Al llegar a la comunidad preguntaron a un hombre si conocía a Yenifer. El las llevó a una casa donde siete mujeres estaban reunidas. Ellas ya sabían sobre el hallazgo de un cuerpo sin vida en ese sector, con las manos atadas, heridas en la yugular y el abdomen.

Cuando Lisbeth mostró la cédula de identidad, el silencio se impuso. El terror la invadió. “Señora era ella, vaya a la morgue”.

El cadáver de Keila fue identificado el 4 de diciembre en la morgue de la CHET. Tenía signos de tortura, estaba maniatada y con una herida en su vientre. Pero la bebé no estaba.

Al parecer, Yenifer se la habría llevado al Hospital Central de Valencia. Dijo a las enfermeras que era su hija, pero cuando notaron que los restos de placenta que tenía en su cuerpo no eran recientes y que ella no mostraba signos de haber dado a luz, le ordenaron una prueba de ADN para cotejarlo con el de la niña. Yenifer no regresó. La bebé murió.

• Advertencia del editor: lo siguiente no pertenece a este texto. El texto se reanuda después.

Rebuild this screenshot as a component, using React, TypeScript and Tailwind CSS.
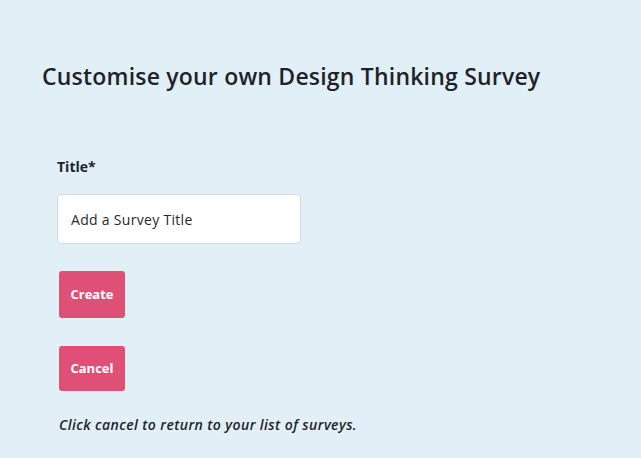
const App = () => {
  return (
    <div
      className="min-h-[458px] w-full bg-[#e1f0f7] text-[#1f2329]"
      style={{ fontFamily: "'Open Sans', Lato, sans-serif" }}
    >
      <div className="px-[42px] pt-[60px]">
        <h1 className="text-[23px] font-semibold leading-[32px] tracking-[0.2px]">
          Customise your own Design Thinking Survey
        </h1>
      </div>
      <div className="pl-[57px] pt-[65px]">
        <label className="block text-[14px] font-bold leading-[20px]">Title*</label>
        <input
          type="text"
          placeholder="Add a Survey Title"
          className="mt-[17px] block h-[50px] w-[244px] rounded-[4px] border border-[#d6d9dc] bg-white px-[13px] text-[14px] tracking-[0.3px] text-[#222] placeholder:text-[#2a2a2a] outline-none"
        />
        <div className="flex flex-col items-start gap-[28px] pl-[2px] pt-[27px]">
          <button className="h-[47px] w-[66px] rounded-[3px] bg-[#e05076] text-[13px] font-bold text-white">
            Create
          </button>
          <button className="h-[45px] w-[66px] rounded-[3px] bg-[#e05076] text-[13px] font-bold text-white">
            Cancel
          </button>
        </div>
        <p className="pl-[2px] pt-[23px] text-[14px] italic font-semibold tracking-[0.4px] text-[#1f2329]">
          Click cancel to return to your list of surveys.
        </p>
      </div>
    </div>
  );
};

export default App;
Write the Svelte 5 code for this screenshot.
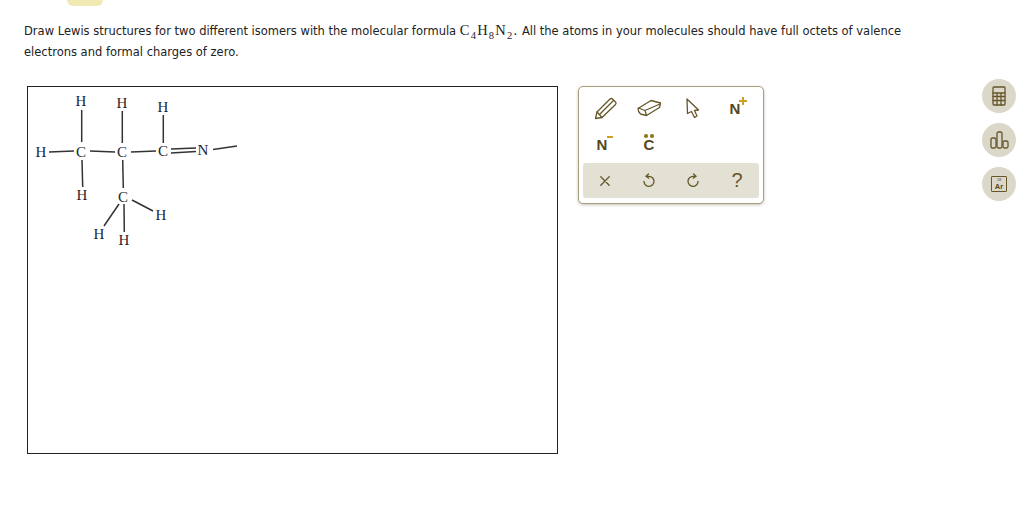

Yenifer fue detenida por los mismos vecinos, quienes llamaron a la Policía.

Armando Bello, el papá de la joven, está consternado. La memoria de su hija no se borrará. El mayor deseo de la estudiante de primer año de bachillerato era ser médico forense o funcionaria del Cuerpo de Investigaciones, Científicas, Penales y Criminalísticas (Cicpc). “No hay palabras, solo quiero justicia”.

Los familiares de Keila recibieron su cuerpo cinco días después del hallazgo. Los resultados de las prueba de ADN determinaron coincidencias con la bebé que Yenifer llevó al hospital.

Keila no hizo caso a sus temores. Al ignorar sus miedos encontró la muerte. La suya y la de su hija.